The Firefighter-from Boyle to Brooklyn

Ai(by Aine ni Shionnaigh)

Growing up in a small town of less than 2000 in the West of Ireland, my exposure to emergency services was limited.  However, the house I grew up in was located directly across from the local firehouse, or as we called it in Ireland, the fire station.  A few times a week, annearthly siren howled through my house scaring the daylights out of me, especially during the dead of night.  It was in the days before cell phones so the siren would signal the firemen of the town to come to the fire station. Most fires were relatively un-serious: chimney fires or overheated car engines. One fire however stays embedded in my memory, early on Christmas Eve morning, a fire accelerated by Christmas tree lights destroyed the house two doors up from me, our local firemen tried desperately to save the family but the mother and her two young sons tragically lost their lives.

Always a book lover, one of my first books was a flat hard backed book about a fire station; one colorful picture depicted the daily routine of the firemen sliding down the pole from their living quarters overhead.   For years I tried in vain to peek into the darkness of the Boyle fire station to see the pole but was never rewarded with as much as a glimpse.

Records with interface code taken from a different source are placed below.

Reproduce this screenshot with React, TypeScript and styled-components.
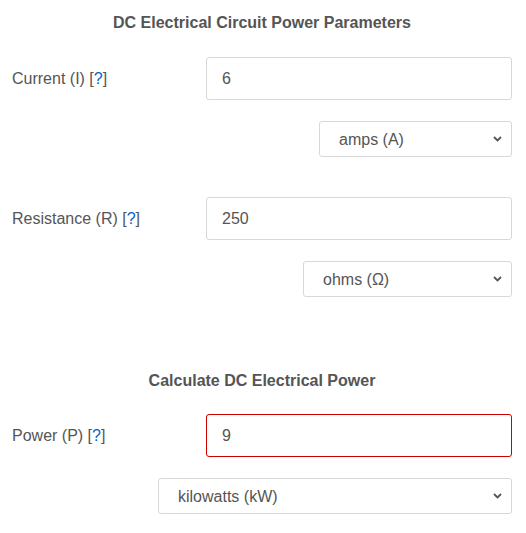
import React from "react";
import styled, { createGlobalStyle } from "styled-components";

const GlobalStyle = createGlobalStyle`
  body {
    margin: 0;
    background: #fff;
    font-family: "Liberation Sans", Arial, sans-serif;
    color: #555;
  }
`;

const Form = styled.div`
  width: 526px;
  box-sizing: border-box;
  padding: 13px 14px 0 12px;
`;

const Heading = styled.div<{ $top: number }>`
  margin-top: ${(p) => p.$top}px;
  font-size: 16px;
  line-height: 20px;
  font-weight: bold;
  text-align: center;
  color: #555;
`;

const FieldRow = styled.div<{ $top: number }>`
  display: flex;
  align-items: center;
  margin-top: ${(p) => p.$top}px;
`;

const Label = styled.label`
  width: 194px;
  flex-shrink: 0;
  font-size: 16px;
  color: #555;
`;

const Help = styled.a`
  color: #0066cc;
  text-decoration: none;
`;

const Input = styled.input<{ $error?: boolean }>`
  flex: 1;
  min-width: 0;
  height: 43px;
  box-sizing: border-box;
  padding: 0 15px;
  border: 1px solid ${(p) => (p.$error ? "#cc0000" : "#d8d8d8")};
  border-radius: 3px;
  font-family: inherit;
  font-size: 16px;
  color: #555;
  outline: none;
`;

const UnitRow = styled.div`
  display: flex;
  justify-content: flex-end;
  margin-top: 21px;
`;

const SelectWrap = styled.div<{ $width: number }>`
  position: relative;
  width: ${(p) => p.$width}px;
`;

const Select = styled.select`
  display: block;
  width: 100%;
  height: 36px;
  box-sizing: border-box;
  padding: 0 24px 0 19px;
  border: 1px solid #d8d8d8;
  border-radius: 3px;
  background: #fff;
  font-family: inherit;
  font-size: 16px;
  color: #555;
  outline: none;
  appearance: none;
  -webkit-appearance: none;
`;

const Chevron = styled.svg`
  position: absolute;
  right: 10px;
  top: 15px;
  width: 9px;
  height: 6px;
  pointer-events: none;
`;

type FieldProps = {
  label: string;
  value: string;
  unit: string;
  unitWidth: number;
  top: number;
  error?: boolean;
};

function Field({ label, value, unit, unitWidth, top, error }: FieldProps) {
  return (
    <>
      <FieldRow $top={top}>
        <Label>
          {label} [<Help href="#">?</Help>]
        </Label>
        <Input $error={error} defaultValue={value} />
      </FieldRow>
      <UnitRow>
        <SelectWrap $width={unitWidth}>
          <Select defaultValue={unit}>
            <option>{unit}</option>
          </Select>
          <Chevron viewBox="0 0 9 6">
            <path d="M1 1l3.5 3.5L8 1" fill="none" stroke="#555" strokeWidth="1.8" />
          </Chevron>
        </SelectWrap>
      </UnitRow>
    </>
  );
}

export default function App() {
  return (
    <>
      <GlobalStyle />
      <Form>
        <Heading $top={0}>DC Electrical Circuit Power Parameters</Heading>
        <Field label="Current (I)" value="6" unit="amps (A)" unitWidth={193} top={24} />
        <Field label="Resistance (R)" value="250" unit="ohms (Ω)" unitWidth={209} top={40} />
        <Heading $top={74}>Calculate DC Electrical Power</Heading>
        <Field label="Power (P)" value="9" unit="kilowatts (kW)" unitWidth={354} top={23} error />
      </Form>
    </>
  );
}
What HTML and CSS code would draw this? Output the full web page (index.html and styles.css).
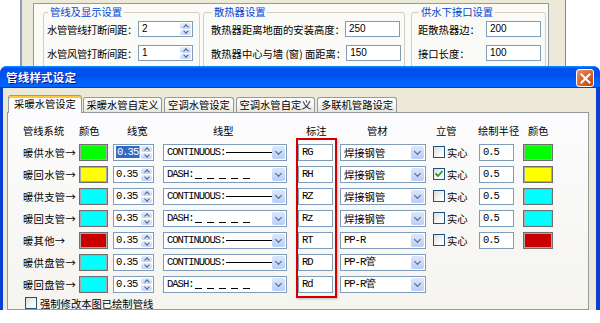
FILE: index.html
```html
<!DOCTYPE html>
<html>
<head>
<meta charset="utf-8">
<link rel="stylesheet" href="styles.css">
</head>
<body>
<div class="bgwin">
  <div class="bgpane">
    <fieldset class="grp g1">
      <legend>管线及显示设置</legend>
      <div class="frow"><span>水管管线打断间距：</span><span class="tb spinbox"><span class="v">2</span><span class="arr"><i class="up"></i><i class="dn"></i></span></span></div>
      <div class="frow r2"><span>水管风管打断间距：</span><span class="tb spinbox"><span class="v">1</span><span class="arr"><i class="up"></i><i class="dn"></i></span></span></div>
    </fieldset>
    <fieldset class="grp g2">
      <legend>散热器设置</legend>
      <div class="frow"><span>散热器距离地面的安装高度：</span><span class="tb">250</span></div>
      <div class="frow r2"><span>散热器中心与墙 (窗) 面距离：</span><span class="tb">150</span></div>
    </fieldset>
    <fieldset class="grp g3">
      <legend>供水下接口设置</legend>
      <div class="frow"><span>距散热器边：</span><span class="tb">200</span></div>
      <div class="frow r2"><span>接口长度：</span><span class="tb">100</span></div>
    </fieldset>
  </div>
</div>

<div class="dlg">
  <div class="titlebar">
    <span class="ttl">管线样式设定</span>
    <span class="close"><svg width="11" height="11" viewBox="0 0 11 11"><path d="M1.5 1.5 L9.5 9.5 M9.5 1.5 L1.5 9.5" stroke="#fff" stroke-width="2" stroke-linecap="square"/></svg></span>
  </div>
  <div class="dlgbody">
    <div class="tabs">
      <span class="tab on t1">采暖水管设定</span>
      <span class="tab t2">采暖水管自定义</span>
      <span class="tab t3">空调水管设定</span>
      <span class="tab t4">空调水管自定义</span>
      <span class="tab t5">多联机管路设定</span>
    </div>
    <div class="pane">
      <div class="tbl">
        <span class="h">管线系统</span>
        <span class="h">颜色</span>
        <span class="h h3">线宽</span>
        <span class="h h4">线型</span>
        <span class="h h5">标注</span>
        <span class="h h6">管材</span>
        <span class="h h7">立管</span>
        <span class="h h8">绘制半径</span>
        <span class="h h9">颜色</span>

        <span class="lbl">暖供水管→</span>
        <span class="sw green"></span>
        <span class="spin"><span class="v mono"><b class="hl">0.35</b></span><span class="arr"><i class="up"></i><i class="dn"></i></span></span>
        <span class="cmb lt"><span class="txt mono">CONTINUOUS:<i class="solid"></i></span><span class="btn"></span></span>
        <span class="ed mono">RG</span>
        <span class="cmb mat"><span class="txt">焊接钢管</span><span class="btn"></span></span>
        <span class="chk"><i class="cb"></i>实心</span>
        <span class="ed mono">0.5</span>
        <span class="sw sw2 green"></span>

        <span class="lbl">暖回水管→</span>
        <span class="sw yellow"></span>
        <span class="spin"><span class="v mono">0.35</span><span class="arr"><i class="up"></i><i class="dn"></i></span></span>
        <span class="cmb lt"><span class="txt mono">DASH:<i class="dash"></i></span><span class="btn"></span></span>
        <span class="ed mono">RH</span>
        <span class="cmb mat"><span class="txt">焊接钢管</span><span class="btn"></span></span>
        <span class="chk"><i class="cb"><svg width="10" height="10" viewBox="0 0 10 10"><path d="M1.5 4.5 L4 7 L8.5 2" stroke="#21a121" stroke-width="1.8" fill="none"/></svg></i>实心</span>
        <span class="ed mono">0.5</span>
        <span class="sw sw2 yellow"></span>

        <span class="lbl">暖供支管→</span>
        <span class="sw cyan"></span>
        <span class="spin"><span class="v mono">0.35</span><span class="arr"><i class="up"></i><i class="dn"></i></span></span>
        <span class="cmb lt"><span class="txt mono">CONTINUOUS:<i class="solid"></i></span><span class="btn"></span></span>
        <span class="ed mono">RZ</span>
        <span class="cmb mat"><span class="txt">焊接钢管</span><span class="btn"></span></span>
        <span class="chk"><i class="cb"></i>实心</span>
        <span class="ed mono">0.5</span>
        <span class="sw sw2 cyan"></span>

        <span class="lbl">暖回支管→</span>
        <span class="sw cyan"></span>
        <span class="spin"><span class="v mono">0.35</span><span class="arr"><i class="up"></i><i class="dn"></i></span></span>
        <span class="cmb lt"><span class="txt mono">DASH:<i class="dash"></i></span><span class="btn"></span></span>
        <span class="ed mono">Rz</span>
        <span class="cmb mat"><span class="txt">焊接钢管</span><span class="btn"></span></span>
        <span class="chk"><i class="cb"></i>实心</span>
        <span class="ed mono">0.5</span>
        <span class="sw sw2 cyan"></span>

        <span class="lbl">暖其他→</span>
        <span class="sw red"></span>
        <span class="spin"><span class="v mono">0.35</span><span class="arr"><i class="up"></i><i class="dn"></i></span></span>
        <span class="cmb lt"><span class="txt mono">CONTINUOUS:<i class="solid"></i></span><span class="btn"></span></span>
        <span class="ed mono">RT</span>
        <span class="cmb mat"><span class="txt mono">PP-R</span><span class="btn"></span></span>
        <span class="chk"><i class="cb"></i>实心</span>
        <span class="ed mono">0.5</span>
        <span class="sw sw2 red"></span>

        <span class="lbl">暖供盘管→</span>
        <span class="sw cyan"></span>
        <span class="spin"><span class="v mono">0.35</span><span class="arr"><i class="up"></i><i class="dn"></i></span></span>
        <span class="cmb lt"><span class="txt mono">CONTINUOUS:<i class="solid"></i></span><span class="btn"></span></span>
        <span class="ed mono">RD</span>
        <span class="cmb mat"><span class="txt mono">PP-R管</span><span class="btn"></span></span>
        <span></span><span></span><span></span>

        <span class="lbl">暖回盘管→</span>
        <span class="sw cyan"></span>
        <span class="spin"><span class="v mono">0.35</span><span class="arr"><i class="up"></i><i class="dn"></i></span></span>
        <span class="cmb lt"><span class="txt mono">DASH:<i class="dash"></i></span><span class="btn"></span></span>
        <span class="ed mono">Rd</span>
        <span class="cmb mat"><span class="txt mono">PP-R管</span><span class="btn"></span></span>
        <span></span><span></span><span></span>
      </div>
      <div class="force"><i class="cb"></i>强制修改本图已绘制管线</div>
      <div class="redbox"></div>
    </div>
  </div>
</div>
</body>
</html>
```

FILE: styles.css
```css
* { box-sizing: border-box; }
html, body { margin: 0; padding: 0; }
body {
  width: 600px; height: 323px; overflow: hidden; position: relative;
  background: #fff;
  font-family: "Noto Sans CJK SC", "Liberation Sans", sans-serif;
  font-size: 10.3px; color: #000;
}
i { font-style: normal; }

/* background window */
.bgwin {
  position: absolute; left: 20px; top: 0; width: 546px; height: 80px;
  background: #ece9d8;
  border-left: 2px solid #8c9cbc; border-right: 1px solid #7a8aa6;
  padding: 3px 16px 0 11px;
}
.bgpane {
  height: 100%; border: 1px solid #919b9c; background: #fafaf6;
  display: flex; padding: 2px 0 0 9px;
}
.grp {
  margin: 0; padding: 0 4px 0 3px; min-width: 0;
  border: 1px solid #d0d0bf; border-radius: 3px; height: 80px;
}
.g1 { width: 157px; }
.g2 { width: 202px; margin-left: 3px; padding-left: 7px; }
.g3 { width: 135px; margin-left: 6px; padding-left: 6px; }
.grp legend { color: #0046d5; padding: 0 2px; margin-left: 1px; line-height: 12px; font-size: 10.3px; }
.frow { display: flex; align-items: center; justify-content: space-between; height: 16px; margin-top: 3px; white-space: nowrap; }
.frow.r2 { margin-top: 8px; }
.g1 .frow { padding-right: 2px; letter-spacing: -0.3px; }
.tb {
  width: 55px; height: 16px; border: 1px solid #7f9db9; background: #fff;
  font-family: "Liberation Sans", sans-serif; font-size: 10px; line-height: 14px; padding-left: 3px;
  flex: none; letter-spacing: 0;
}
.tb.spinbox { display: flex; padding-left: 0; }
.tb.spinbox .v { flex: 1; padding-left: 3px; }

/* dialog */
.dlg {
  position: absolute; left: 0; top: 66px; width: 600px; height: 244px;
  background: #0a3fd6; border-radius: 7px 7px 0 0; overflow: hidden;
  display: flex; flex-direction: column;
}
.titlebar {
  height: 22px; flex: none; display: flex; align-items: center; justify-content: space-between;
  padding: 0 6px 0 6px;
  background: linear-gradient(180deg, #0997ff 0%, #0053ee 10%, #0050ee 40%, #0066ff 86%, #0066ff 92%, #005bff 95%, #003dd7 97%, #003dd7 100%);
}
.ttl { color: #fff; font-weight: bold; font-size: 11.5px; text-shadow: 1px 1px #0f1089; letter-spacing: 0.2px; }
.close {
  width: 18px; height: 18px; margin-top: 2px; border: 1px solid #fff; border-radius: 3px;
  background: radial-gradient(circle at 90% 90%, #cc4600 0%, #dc6527 55%, #e5804f 80%, #f0a585 100%);
  display: flex; align-items: center; justify-content: center;
}
.dlgbody {
  flex: 1; margin: 0 4px 0 3px; background: #ece9d8;
  padding-top: 7px; display: flex; flex-direction: column;
}
.tabs { display: flex; align-items: flex-end; height: 17px; padding-left: 5px; position: relative; z-index: 1; flex: none; }
.tab {
  height: 15px; border: 1px solid #919b9c; border-bottom: 0; border-radius: 3px 3px 0 0;
  background: linear-gradient(#ffffff, #f4f4f0 60%, #e6e5dc);
  text-align: center; line-height: 13px; white-space: nowrap; font-size: 10.3px;
}
.tab.on {
  height: 18px; margin-bottom: -1px; background: #fcfcfe;
  border-top: 1px solid #e68b2c; box-shadow: inset 0 2px #ffc73c; line-height: 15px;
}
.t1 { width: 74px; }
.t2 { width: 79px; margin-left: 1px; }
.t3 { width: 70px; margin-left: 2px; }
.t4 { width: 79px; margin-left: 2px; }
.t5 { width: 80px; margin-left: 2px; }
.pane {
  flex: 1; margin: 0 7px 0 4px; border: 1px solid #919b9c;
  background: linear-gradient(#fcfcfe, #f5f4ef);
  position: relative; padding: 6px 0 0 15px;
}
.tbl {
  display: grid;
  grid-template-columns: 56px 34px 50px 135px 42px 93px 46px 44px 30px;
  grid-auto-rows: 22px; align-items: center; white-space: nowrap;
}
.h3 { padding-left: 14px; }
.h4 { padding-left: 50px; }
.h5 { padding-left: 8px; }
.h6 { padding-left: 27px; }
.h7 { padding-left: 3px; }
.h8 { margin-left: -1px; }
.h9 { padding-left: 5px; }
.lbl { letter-spacing: 0.3px; }
.mono { font-family: "Liberation Mono", monospace; font-size: 10.5px; letter-spacing: -1px; }

.sw { width: 29px; height: 17px; border: 1px solid #6f6f6f; box-shadow: inset 0 0 0 1px #a9a9a9; }
.sw2 { width: 30px; }
.green { background: #00ff00; }
.yellow { background: #ffff00; }
.cyan { background: #00ffff; }
.red { background: #c80000; }

.spin { width: 41px; height: 17px; border: 1px solid #7f9db9; background: #fff; display: flex; }
.spin .v { flex: 1; padding-left: 2px; line-height: 15px; }
.hl { font-weight: normal; background: #316ac5; color: #fff; padding: 0 1px; box-shadow: 1px 0 #f0a030; }
.arr { width: 13px; display: flex; flex-direction: column; gap: 1px; padding: 1px; flex: none; }
.arr i {
  flex: 1; border-radius: 2px; background: linear-gradient(#e4ecfd, #c3d4f6);
  display: flex; align-items: center; justify-content: center;
}
.arr i::after {
  content: ""; width: 3px; height: 3px; border: solid #4d6185; border-width: 1.5px 0 0 1.5px;
}
.arr .up::after { transform: translateY(1px) rotate(45deg); }
.arr .dn::after { transform: translateY(-1px) rotate(225deg); }

.cmb { height: 17px; border: 1px solid #7f9db9; background: #fff; display: flex; align-items: center; }
.cmb.lt { width: 124px; }
.cmb.mat { width: 86px; }
.cmb .txt { flex: 1; padding-left: 3px; overflow: hidden; display: flex; align-items: center; line-height: 15px; }
.cmb .btn {
  width: 13px; height: 13px; margin-right: 1px; border-radius: 2px; flex: none;
  background: linear-gradient(#dde7fc, #b9cdf7); display: flex; align-items: center; justify-content: center;
}
.cmb .btn::after {
  content: ""; width: 4px; height: 4px; border: solid #4d6185; border-width: 0 1.5px 1.5px 0;
  transform: translateY(-1px) rotate(45deg);
}
.solid { display: inline-block; width: 53px; height: 1px; background: #000; margin-left: 1px; }
.dash {
  display: inline-block; width: 57px; height: 1px; margin-left: 1px; align-self: flex-end; margin-bottom: 3px;
  background: repeating-linear-gradient(90deg, #000 0 7px, transparent 7px 12px);
}

.ed { width: 35px; height: 17px; border: 1px solid #7f9db9; background: #fff; padding-left: 3px; line-height: 15px; }

.chk { display: flex; align-items: center; gap: 2px; }
.cb {
  width: 12px; height: 12px; border: 1px solid #1c5180; flex: none;
  background: linear-gradient(135deg, #dcdcd7, #ffffff 80%);
  display: flex; align-items: center; justify-content: center;
}
.force { display: flex; align-items: center; gap: 3px; margin-top: 2px; height: 12px; padding-left: 2px; }

.redbox {
  position: absolute; left: 288px; top: 25px; width: 41px; height: 160px;
  border: 2px solid #d00000; box-shadow: 1px 1px 2px rgba(0,0,0,0.25);
}
```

In later years I sadly realized there never was a pole as the fire station was a single storey building and my beloved book was probably based on a firehouse in Brooklyn, New York rather than in Boyle, Co Roscommon.

Ireland was the only foreign country to declare a national day of mourning, following 9/11. I spent much of that day with my class, we organized a local prayer service and I saw another side of my 35 boisterous boys. In the days, weeks and months following the tragedy and horror of 9/11, all of the paintings and drawings hanging on the walls of my classroom in Athlone, Co Westmeath depicted the bravery of the firemen and policemen of NYC.  These FDNY and NYPD officers had very quickly replaced the Superman, Spiderman, and Hollywood heroes of my 5th and 6th grade schoolboys.

In the freezing first days of January 2005, I moved to NYC where the Irish are intricately woven into the very fibers of the place and I quickly realized the extent of the Irish and Irish American extraordinary tradition of rushing to the aid of others in times of distress.  On the Upper East Side of Manhattan, I found myself again in close proximity to a fire house, where I often stopped on the way home to silently offer a prayer for their lost members whose fading photographs adorned the windows. I hoped the glimmer from the melted novena candles symbolized some hope in this life for their loved ones left behind and in the next for the ones who were cruelly taken away.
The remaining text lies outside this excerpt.